Despite (or perhaps because of) the challenges that the MSS market faces, M&A continues apace. Recent agreements include Inmarsat’s sale of its energy sector assets to RigNet and Rockwell Collins’ acquisition of ARINC. I understand a number of additional notable transactions are in the works. Rumors persist that SITA has put OnAir up for sale (only six months after buying Airbus’s stake in the business) and Honeywell appears to be the most likely buyer, while Orbcomm continues its acquisition of satellite M2M service providers and may now be in negotiations to buy Comtech Mobile Datacom.

UPDATE: According to an OnAir spokesperson “SITA has no intention to sell OnAir to Honeywell or to anyone else and remains OnAir’s sole shareholder.”

It will be particularly interesting to see the valuation put on OnAir, given the recent disastrous public offerings of Gogo and Global Eagle/Row44, because if OnAir attracts a much lower valuation than Gogo and Row44 it could be a sign that SITA is pretty pessimistic about the future of the inflight connectivity market.
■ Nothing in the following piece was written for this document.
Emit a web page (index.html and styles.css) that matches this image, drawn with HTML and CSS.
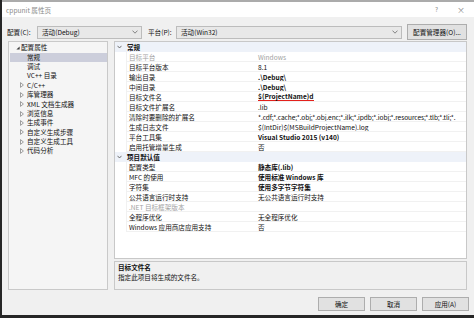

That would be a surprise to many, because after all inflight connectivity is seen as one of the major areas for growth in the MSS market going forward, but at present making an operating profit, let alone a return on investment, is a pretty distant prospect for most if not all of the service providers. So if now is the time for SITA to get out, will this turn out be the age of wisdom for the sellers and the age of foolishness for the buyers, or the reverse?

07.01.13

Row44′s content strategy meltdown…

Posted in Aeronautical, Financials, Services at 1:24 pm by timfarrar

As readers of this blog know, I’ve not been a fan of Row44′s content-focused strategy for inflight connectivity, and I pointed out how ludicrous Global Eagle’s forecasts were last November. However, the meltdown of this strategy has come even sooner than I expected, with today’s announcement that instead of charging for streaming video content on Southwest planes, the service will instead be sponsored by DISH Network and made available for free to passengers, in exchange for watching a 30 second commercial.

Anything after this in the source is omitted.